As earlier mentioned, the inventory of quality care measures proposed for 2008
include two that pertain to services by pathologists, so they’ll be eligible
to participate in the PQRI starting January 1, 2008. The two pathology-related
quality indices cover colorectal and breast cancer cases as follows:
- Breast Cancer Cases. The breast
cancer resection quality measure focuses on reporting the pT category (primary
tumor) and pN category (regional lymph nodes) with histologic grade. A quality
code is reportable for this measure only when a breast specimen is appropriately
coded with CPT 88307 (e.g., lumpectomy) or 88309 (mastectomy with regional
nodes). The reportable ICD-9-CM diagnosis code must be 174.0-174.9, 175.0,
or 175.9. The performance ratio that will be compared to the 80 percent threshold
is determined by comparing the total number of qualifying breast cancer resection
cases signed out during 2008 that included the pT category, the pN category,
and the histologic grade in the final pathology report to the total number
of breast cancer resection cases for that year. The denominator is adjusted
to exclude cases in which the pT category, the pN category, or the histologic
grade didn’t appear in the final pathology report due to “valid
medical reasons.” The CPT Category II code or the HCPCS “G” code
to be reported for this measure has not yet been published.

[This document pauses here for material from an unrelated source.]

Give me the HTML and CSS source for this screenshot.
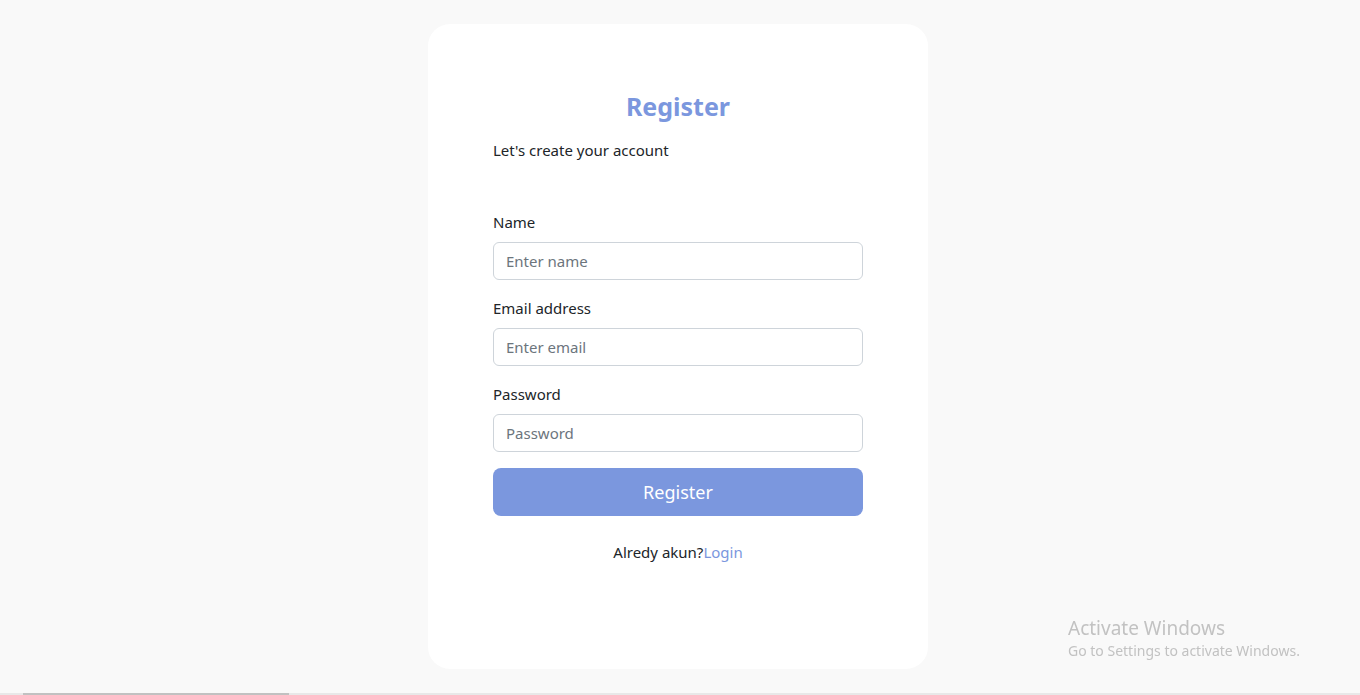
FILE: index.html
```html
<!DOCTYPE html>
<html lang="en">
  <head>
    <meta charset="UTF-8" />
    <meta name="viewport" content="width=device-width, initial-scale=1.0" />
    <title>Register</title>
    <link rel="stylesheet" href="styles.css">
  </head>
  <body>
    <div class="card">
      <h2>Register</h2>
      <p class="subtitle">Let's create your account</p>

      <form class="form">
        <div class="field">
          <label for="name">Name</label>
          <input type="text" id="name" placeholder="Enter name" />
        </div>

        <div class="field">
          <label for="email">Email address</label>
          <input type="email" id="email" placeholder="Enter email" />
        </div>

        <div class="field">
          <label for="password">Password</label>
          <input type="password" id="password" placeholder="Password" />
        </div>

        <button type="button" class="btn">Register</button>
      </form>

      <p class="switch">Alredy akun?<a href="#">Login</a></p>
    </div>

    <div class="watermark">
      <div class="wm-title">Activate Windows</div>
      <div class="wm-sub">Go to Settings to activate Windows.</div>
    </div>
    <div class="scrollbar"><div class="thumb"></div></div>
  </body>
</html>
```

FILE: styles.css
```css
* {
  box-sizing: border-box;
}

body {
  margin: 0;
  font-family: "Noto Sans", "Open Sans", sans-serif;
  background: #f9f9f9;
  color: #212529;
  display: flex;
  justify-content: center;
  padding: 24px 4px 0 0;
  min-height: 100vh;
}

.card {
  background: #fff;
  border-radius: 22px;
  width: 500px;
  height: 645px;
  padding: 65px 65px 0;
}

h2 {
  margin: 0;
  text-align: center;
  color: #7b97de;
  font-size: 25px;
  font-weight: 700;
  line-height: 34px;
}

.subtitle {
  margin: 15px 0 0;
  font-size: 15px;
  line-height: 24px;
}

.form {
  margin-top: 48px;
  display: flex;
  flex-direction: column;
  gap: 16px;
}

.field {
  display: flex;
  flex-direction: column;
}

label {
  font-size: 15px;
  line-height: 24px;
  margin-bottom: 8px;
}

input {
  height: 38px;
  border: 1px solid #ced4da;
  border-radius: 6px;
  padding: 0 12px;
  font-family: inherit;
  font-size: 15px;
  color: #212529;
  outline: none;
}

input::placeholder {
  color: #6c757d;
}

.btn {
  height: 48px;
  border: none;
  border-radius: 8px;
  background: #7b97de;
  color: #fff;
  font-family: inherit;
  font-size: 18px;
}

.switch {
  margin: 24px 0 0;
  text-align: center;
  font-size: 15px;
  line-height: 24px;
}

.switch a {
  color: #7b97de;
  text-decoration: none;
}

.watermark {
  position: fixed;
  left: 1068px;
  top: 615px;
  color: #c2c2c2;
}

.wm-title {
  font-size: 19px;
  line-height: 26px;
}

.wm-sub {
  font-size: 14px;
  line-height: 20px;
}

.scrollbar {
  position: fixed;
  left: 0;
  right: 0;
  bottom: 0;
  height: 2px;
  background: #e8e8e8;
}

.thumb {
  margin-left: 23px;
  width: 266px;
  height: 2px;
  background: #c1c1c1;
}
```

The participating
pathologist must affix a modifier (1P, 2P or 3P) to the quality code to denote
when the pT category, pN category, or histologic grade is omitted due to
a valid medical or other permitted exclusionary reason. Another modifier
(8P) must be used to report situations when the omission is not justified
within PQRI parameters.
- Colorectal Cancer Cases. The
colorectal cancer resection quality measure also focuses on reporting the
pT category (primary tumor) and pN category (regional lymph nodes) with histologic
grade. A quality code is reportable for this measure only if a colorectal
specimen is appropriately coded with CPT 88309 (total colectomy or segmental
resection for tumor). The reportable ICD-9-CM code must be 153.0-153.9, 154.0-154.1,
or 154.8. The performance ratio that will be compared to the 80 percent threshold
is determined by comparing the total number of qualifying colorectal cancer
resection cases signed out during 2008 that included the pT category, the
pN category, and the histologic grade in the final pathology report to the
total number of colorectal cancer resection cases for that year.

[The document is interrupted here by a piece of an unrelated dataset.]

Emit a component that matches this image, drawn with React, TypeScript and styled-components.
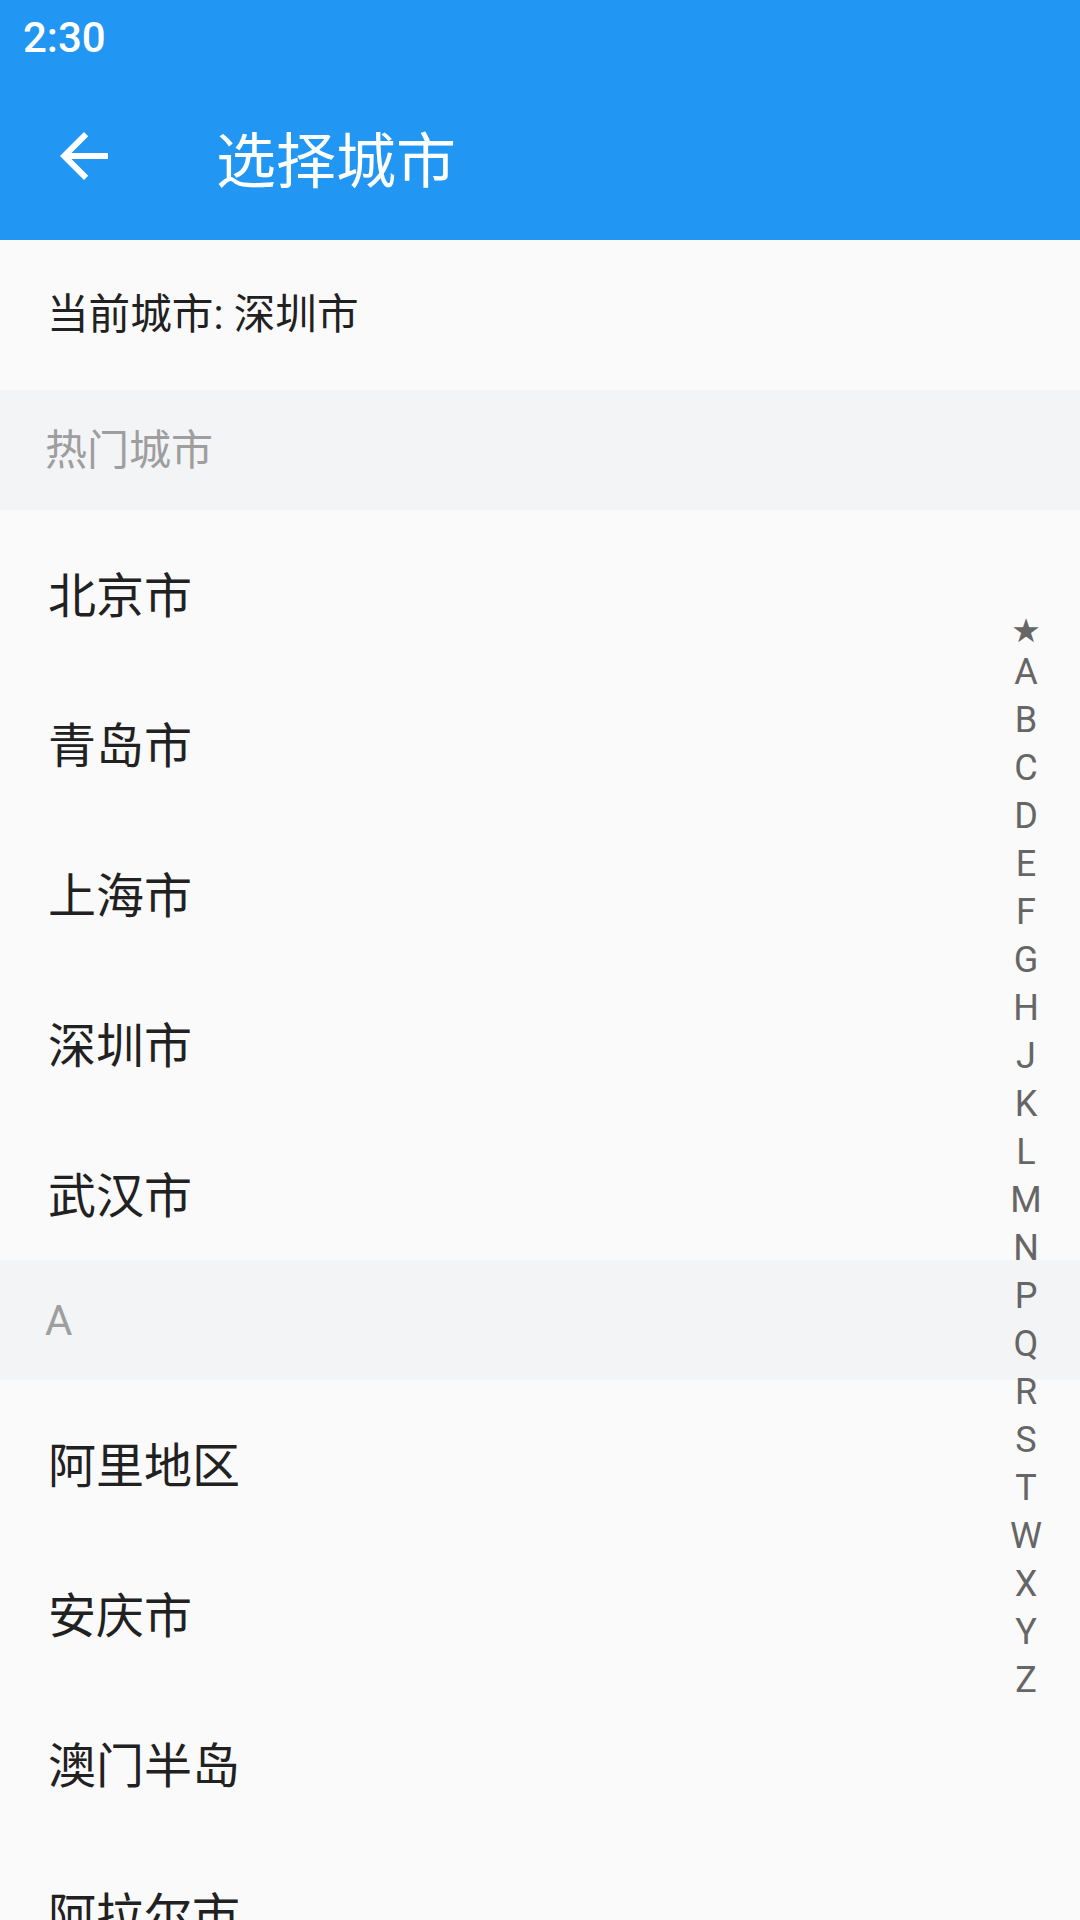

The denominator is adjusted to exclude those cases where the pT category,
the pN category, or the histologic grade didn’t appear in the final pathology
report due to “valid medical reasons.” The CPT Category II code
or the HCPCS “G” code to be reported for this measure has not yet
been published. The participating pathologist must affix a modifier (1P, 2P
or 3P) to the quality code to denote when the pT category, pN category, or
histologic grade is omitted due to a valid medical or other permitted exclusionary
reason. Another modifier (8P) must be used to report situations when the omission
is not justified within PQRI parameters.
This article has presented basic information
about Medicare’s Physician
Quality Reporting Initiative, the financial incentive offered to induce physicians
to participate in the program, and the fundamental rules pathologists who elect
to participate in 2008 will be expected to follow. A much more thorough treatment
of this subject will be included in version 7.4 (October 1, 2007) of the Pathology
Service Coding Handbook, available to subscribers at no additional charge
You can research the details and nuances of the initiative yourself by visiting
the PQRI section of CMS’s website (www.cms.hhs.gov/PQRI). A 224-page
instruction manual in PDF format, Coding for Quality: A Handbook for PQRI
Participation, is downloadable from the CMS website as well (www.cms.hhs.gov/PQRI/Downloads/PQRI_Coding_for_Quality_Handbook_061807.pdf).
Participation tools, including quality measure worksheets, are also available
on the American Medical Association website (www.ama-assn.org/ama/pub/category/17432.html).